One attempt to estimate these costs on an average basis comes from the charity Scope which observes that, for the UK as a whole:
- On average, disabled adults face extra costs of £583 a month. For one in five disabled adults, these costs can increase to over £1,000 a month even after the receipt of welfare benefits. On average, these extra costs are equal to almost half the income of a disabled person, after housing costs.
- Having one child with disabilities costs a family an extra £528 a month, rising to £823 a month in families with two or more disabled children. When both parents are in work, this is £533, compared to families where both parents are out of work when the cost is £649 a month. For almost one quarter of families with disabled children, extra costs amount to over £1,000 a month.
In addition, Scope research has found that disabled people may also face higher energy costs. Their report indicates that around a third of disabled adults felt that their impairment or condition had an impact on how much they spent on energy. While the average UK household spends £1,214 on energy, over a quarter (4.1 million) of households with a disabled person spent more than £1,500 on energy. Of these, 790,000 spend over £2,500. In England, households with a disabled person make up 38% of all fuel poor households.
Evidence suggests that disabled people are more likely to live in material deprivation than non-disabled people. In 2016, the New Policy Institute (NPI) estimated material deprivation for working age and pension age disabled and non-disabled people, based on EU-SILC data from 2013 (see Figure 12.4). This analysis found higher rates of material deprivation among disabled people of working age and pensioners compared to their non-disabled counterparts. For example, it estimates that 7% of working age disabled people were in arrears for mortgage, rent, utility bills or hire-purchase, compared to 4% of non-disabled working age people.
Figure 12.4 Levels of Material Deprivation by Disability, 2013.
Source: EU-SILC, Eurostat. Sourced from New Policy Institute 2016
In the UK as a whole, analysis from the DWP in 2019 found that, among working-age adults, disabled people had a higher likelihood of having a persistently low income (i.e. 60% of the median). Before housing costs, 12% of disabled people in 2013-17 had a persistently low-income, compared to 7% of those with a non-limiting long-term condition and 6% of those with no long-term conditions. After housing costs, 19% of disabled people were in persistently low income in the same period, compared to 11% of those with non-limiting long-term conditions and 10% of those with no long-term conditions. 

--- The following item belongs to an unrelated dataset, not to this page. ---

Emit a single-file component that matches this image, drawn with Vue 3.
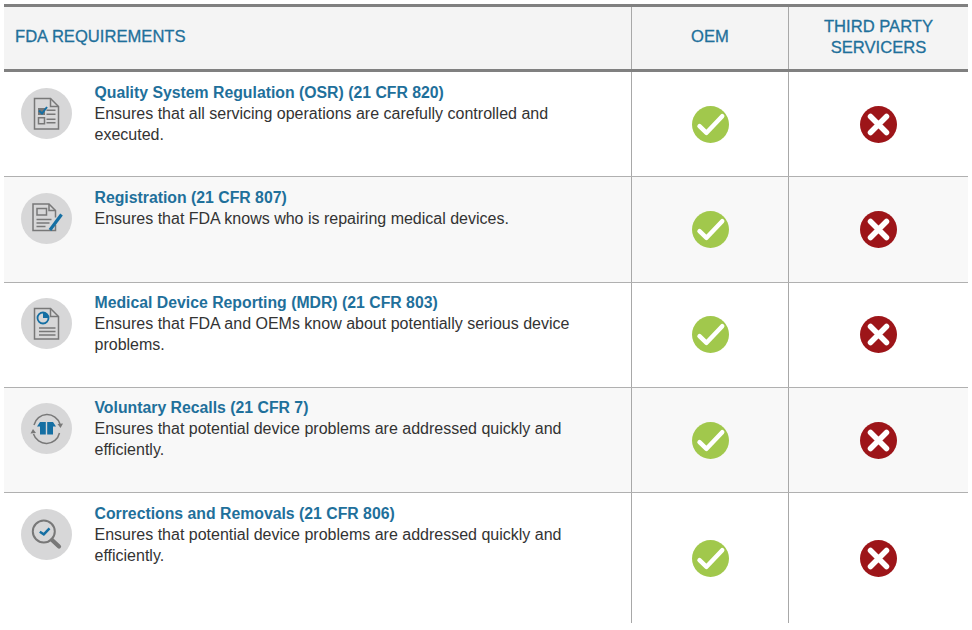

Persistent child poverty for children with a disabled adult within the ‘benefit unit’ - i.e. a single adult or couple and any dependent children - has been calculated for Scotland. In 2013-17, the rate of persistent child poverty in benefit units with a disabled members was 14%, compared to 17% among all children.
Access to Accessible Housing
The EHRC, in 2018, reported that:
- 55% of Scottish councils said a lack of funding for adaptations was a challenge.
- Only 17% of Scottish councils set a target for accessible and/or adaptable housing.
- Only 24% of Scottish councils said the data they held about disabled people’s housing requirements was ‘good’ or ‘very good’.
- 61,000 people in Scotland need adaptations to their home.
- Only 0.7 per cent of Scottish local authority housing, and 1.5 per cent of housing managed by Registered Social Landlords, is accessible for wheelchair users.
- Almost 10,000 disabled Scots are on housing waiting lists.
- 41% of Scottish local authorities delivered an adaptation within eight weeks of a decision, although some disabled people waited for six months or more.